I took a look at the modern online site Kulinarika and found a similar recipe for "srniki" or "palačinke s skuto":

500 g cheese (translated as ricotta)
2 eggs 
2 T. sugar
3 T flour
1 T. baking powder (perhaps it should be teaspoon?)

This modern Slovenian recipe suggests making smaller patties (20-25 in all), coating in flour, pan-frying, and keeping warm in a 200 degree oven.

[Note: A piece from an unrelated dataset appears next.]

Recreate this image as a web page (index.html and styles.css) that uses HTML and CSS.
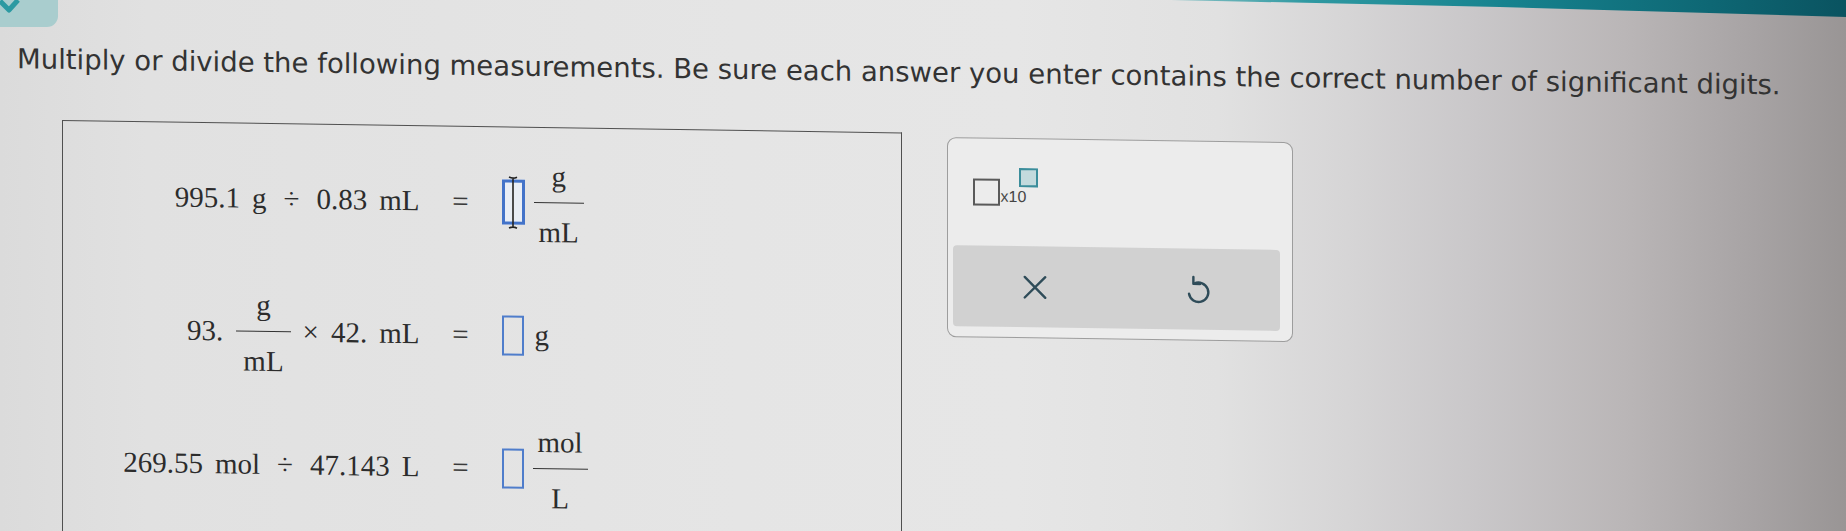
FILE: index.html
```html
<!DOCTYPE html>
<html lang="en">
<head>
<meta charset="utf-8">
<title>Significant digits</title>
<link rel="stylesheet" href="styles.css">
</head>
<body>
<header class="topbar">
  <div class="badge">
    <svg width="20" height="14" viewBox="0 0 20 14"><polyline points="0,1 9,10 18,0" fill="none" stroke="#2c9aa2" stroke-width="5" stroke-linejoin="round"/></svg>
  </div>
  <div class="topbar-spacer"></div>
  <div class="topbar-wedge"></div>
</header>
<main class="page">
  <p class="prompt">Multiply or divide the following measurements. Be sure each answer you enter contains the correct number of significant digits.</p>
  <div class="workspace">
    <section class="problems">
      <div class="eq-row">
        <div class="lhs">
          <span>995.1</span><span class="sp">g</span><span class="op">÷</span><span>0.83</span><span class="sp">mL</span>
        </div>
        <div class="eq">=</div>
        <div class="rhs">
          <span class="answer focused">
            <svg class="ibeam" width="12" height="54" viewBox="0 0 12 54"><path d="M2 1.5 Q6 3.5 10 1.5 M6 3 V51 M2 52.5 Q6 50.5 10 52.5" fill="none" stroke="#222" stroke-width="1.6"/></svg>
          </span>
          <span class="frac"><span class="frac-num">g</span><span class="frac-den">mL</span></span>
        </div>
      </div>
      <div class="eq-row">
        <div class="lhs">
          <span>93.</span><span class="frac wide"><span class="frac-num">g</span><span class="frac-den">mL</span></span><span class="times">×</span><span>42.</span><span class="sp">mL</span>
        </div>
        <div class="eq">=</div>
        <div class="rhs">
          <span class="answer"></span><span class="unit">g</span>
        </div>
      </div>
      <div class="eq-row">
        <div class="lhs">
          <span>269.55</span><span class="sp">mol</span><span class="op">÷</span><span>47.143</span><span class="sp">L</span>
        </div>
        <div class="eq">=</div>
        <div class="rhs">
          <span class="answer"></span>
          <span class="frac"><span class="frac-num">mol</span><span class="frac-den">L</span></span>
        </div>
      </div>
    </section>
    <aside class="tools">
      <div class="sci">
        <span class="sci-base"></span><span class="sci-x">x10</span><span class="sci-exp"></span>
      </div>
      <div class="actions">
        <button class="action" type="button" aria-label="Clear">
          <svg width="26" height="26" viewBox="0 0 24 24"><path d="M2.5 2.5 L21.5 21.5 M21.5 2.5 L2.5 21.5" fill="none" stroke="#2f4c59" stroke-width="2.2" stroke-linecap="round"/></svg>
        </button>
        <button class="action" type="button" aria-label="Undo">
          <svg width="30" height="34" viewBox="0 0 24 28"><path d="M8.2 3.6 V9.2 H13.6" fill="none" stroke="#2f4c59" stroke-width="2" stroke-linecap="round" stroke-linejoin="round"/><path d="M8.9 8.9 A8 8 0 1 1 4.6 17.4" fill="none" stroke="#2f4c59" stroke-width="2" stroke-linecap="round"/></svg>
        </button>
      </div>
    </aside>
  </div>
</main>
</body>
</html>
```

FILE: styles.css
```css
* { box-sizing: border-box; }

html, body {
  margin: 0;
  padding: 0;
}

body {
  width: 1846px;
  height: 531px;
  overflow: hidden;
  font-family: "DejaVu Sans", "Liberation Sans", sans-serif;
  background: linear-gradient(90deg,
    #dbdbdb 0%,
    #e1e1e1 8%,
    #e5e5e5 40%,
    #e6e6e6 55%,
    #e1e1e1 66%,
    #d6d5d6 73%,
    #c9c7c9 80%,
    #bab6b7 88%,
    #a7a3a4 95%,
    #999595 100%);
}

/* top strip */
.topbar {
  display: flex;
  align-items: flex-start;
  height: 27px;
}

.badge {
  width: 58px;
  height: 27px;
  background: #a9cdce;
  border-bottom-right-radius: 11px;
}

.badge svg { display: block; }

.topbar-spacer { flex: 1; }

.topbar-wedge {
  width: 675px;
  height: 17px;
  background: linear-gradient(90deg, #8cc3c6 0%, #2f99a2 20%, #16828e 50%, #0e6774 80%, #0a5360 100%);
  clip-path: polygon(0 0, 100% 0, 100% 100%, 48.7% 41%);
}

/* page content, slightly sheared like the photographed screen */
.page {
  transform: skewY(0.85deg);
  transform-origin: 0 0;
}

.prompt {
  margin: 15px 0 0 17px;
  font-size: 27.5px;
  line-height: 32px;
  color: #333;
  white-space: nowrap;
}

.workspace {
  display: flex;
  align-items: flex-start;
  margin-top: 45px;
  padding-left: 62px;
}

/* problems box */
.problems {
  width: 840px;
  height: 440px;
  border: 1.5px solid #505050;
  border-bottom: none;
  padding-top: 29.5px;
  display: flex;
  flex-direction: column;
  gap: 43px;
}

.eq-row {
  display: grid;
  grid-template-columns: 356.5px 82px auto;
  align-items: center;
  height: 90px;
  font-family: "Liberation Serif", "Times New Roman", serif;
  font-size: 29px;
  line-height: 1;
  color: #2c2c2c;
}

.lhs {
  display: flex;
  justify-content: flex-end;
  align-items: center;
}

.eq {
  text-align: center;
  color: #3a3a3a;
}

.rhs {
  display: flex;
  align-items: center;
}

.sp { margin-left: 12px; }

.op { margin: 0 17px; }

.times { margin: 0 12px; }

.frac {
  display: inline-flex;
  flex-direction: column;
  align-items: stretch;
  text-align: center;
}

.frac-num {
  padding: 4px 5px 11px;
  border-bottom: 1.5px solid #333;
}

.frac-den {
  padding: 15px 5px 0;
}

.lhs .frac { margin-left: 13px; }

.frac.wide .frac-num,
.frac.wide .frac-den {
  padding-left: 7px;
  padding-right: 7px;
}

.rhs .frac { margin-left: 9px; }

.unit { margin-left: 11px; }

.answer {
  display: inline-block;
  width: 22px;
  height: 40px;
  border: 2px solid #4f7dcb;
}

.answer.focused {
  position: relative;
  width: 23px;
  height: 45px;
  border: 3px solid #4373c9;
  background: #e9eef6;
}

.ibeam {
  position: absolute;
  left: 2.5px;
  top: -7px;
}

/* side tools panel */
.tools {
  width: 346px;
  height: 200px;
  margin-left: 45px;
  margin-top: 4px;
  border: 1.5px solid #9d9d9d;
  border-radius: 9px;
  background: #ececec;
  display: flex;
  flex-direction: column;
}

.sci {
  height: 107px;
  display: flex;
  align-items: flex-start;
  padding: 28.5px 0 0 24.5px;
}

.sci-base {
  width: 27px;
  height: 27px;
  margin-top: 11.5px;
  border: 2px solid #5a5a5a;
}

.sci-x {
  margin-top: 21px;
  margin-left: 1px;
  font-family: "Liberation Sans", Arial, sans-serif;
  font-size: 16px;
  line-height: 16px;
  color: #454545;
}

.sci-exp {
  width: 19px;
  height: 19px;
  margin-left: -7px;
  border: 2px solid #3b8d9b;
  background: #c3dadd;
}

.actions {
  height: 81px;
  margin: 0 12px 9px 5px;
  background: #d1d1d1;
  border-radius: 4px;
  display: flex;
}

.action {
  flex: 1;
  display: flex;
  align-items: center;
  justify-content: center;
  border: none;
  background: transparent;
  padding: 0;
}

.action svg { display: block; }
```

This week, I came up with my latest version of syrniki. It was a Passover variation, with matzo cake meal substituted for the flour. I thought I'd created something new, but an internet search revealed that Passover cheese latkes have been a Jewish tradition for a long time. This time around, I made one more discovery: The patties are much easier to shape if the batter is chilled.  In fact, this step is essential with the Passover version, since it takes a little longer for the moisture to be absorbed by the matzo meal.

Below is my master recipe, with a few variations noted.

Syrniki, or Curd Cheese Pancakes

1 pound (or 500 g) farmer cheese or curd cheese, preferably Russian-style
1 egg, well beaten
4-6 T flour
2 T sugar
1 t. vanilla (optional)
pinch of cinnamon (optional)
grated lemon rind (optional)
pinch or two of  baking soda dissolved in lemon juice (optional)

To make Passover cheese latkes: Substitute matzo cake meal for flour
Possible cheese substitutes: ricotta or cottage cheese, drained and sieved

Mix all ingredients together well, adding flour until you have a stiff batter. The texture should be closer to a drop biscuit than a conventional pancake batter. If possible, chill the batter for a half hour or more before shaping.

To shape: Drop heaping tablespoons or quarter cup scoops of batter onto a plate that is covered generously with flour or matzo meal. With floured hands, form into patties that are 1/3 to 1/2 inch thick. Coat well with flour. You should have 9-12 patties. If desired, chill.

Fry patties in oil until browned on both sides. Keep warm in oven until serving.

Serve with Greek yogurt or sour cream, fresh fruit, or preserves.